“The City from Heaven”

Categories: Bulletin Articles, M. W. Bassford

Our final Bible reading in the New Testament, Revelation 21 and 22, contains a great deal of imagery that is familiar to us from the songs that we sing. Here, we find the street of gold, the river of life, the trees that bear fruit every month, and a city where there is no night because it is illuminated by God and the Lamb. When we read these images, we immediately associate them with heaven because that's what our hymns do.

However, on their own terms, the last two chapters of Revelation are not about heaven. This comes as a shock to many Christians, but it is plain on the face of the text. In Revelation 21:1-2, the actual state of affairs is described. The first heaven and the first earth are destroyed, along with the sea, signifying the end of the Hebrew cosmos. They are replaced with a new heaven and a new earth.

Into this new cosmos descends a city from heaven. The city is described as the holy city, the new Jerusalem, a city prepared like a bride adorned for her husband. A very similar description of this city appears in Revelation 21:10. Once again, John makes clear that this is a city coming from heaven.

This city is the subject of most of the rest of the book. It is the city with 12 gates, 12 foundations, and walls built of precious stones. Everything else in the city is made of gold. In this city there is no night, the throne of God is in its center, and the river of the water of life flows from that throne. The tree of life flourishes along the banks of the river. Here, the people of God will reign along with Him forever and ever.

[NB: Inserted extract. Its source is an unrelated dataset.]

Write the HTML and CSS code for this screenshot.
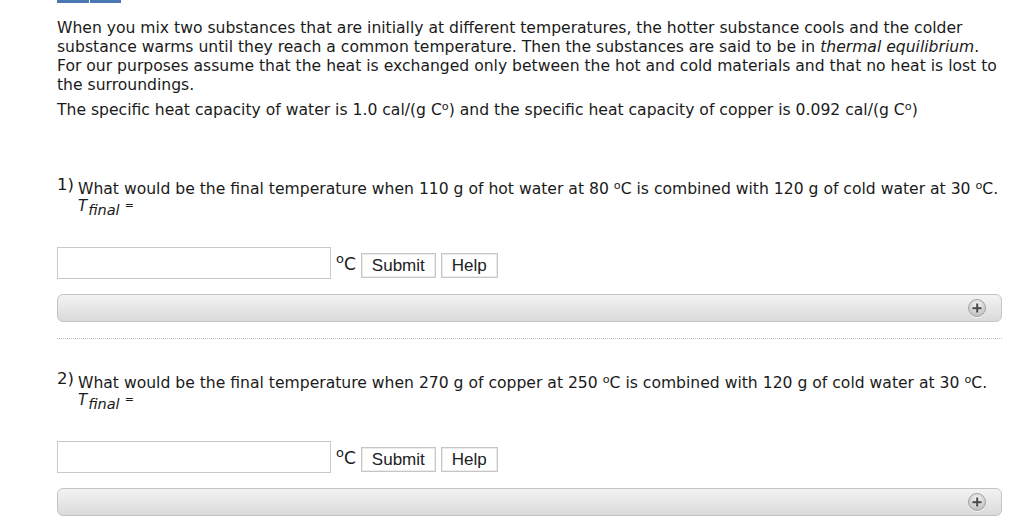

Certainly, there is considerable dispute about the nature of this city. Some believe that it represents the victorious church. Others, myself included, think that it describes the eternal reward of the faithful. However, never once does John call it “heaven”.

As always, John's words here ought to be taken seriously but not literally. Because we live in the present creation, we have no way of comprehending what the future creation will be like. Nonetheless, the glorious imagery that John uses helps us to appreciate the glory that awaits us.

I wish that the authors of our hymns about heaven had been more careful with their language. Interestingly, the greatest of our hymns about the life to come, “There Is a Habitation”, never once describes the holy city as heaven. The author of the hymn was a 19th-century gospel preacher named Love H. Jameson. He clearly knew his Bible well, and all of his descriptions of our future home are easily justifiable from Scripture.

Even now, I don't mind singing about the streets of gold in heaven. I think we should sing with longing for our future home, and I am willing to use “heaven” accommodatively to get the point across. However, as we sing, we should remember that the Bible itself says something different.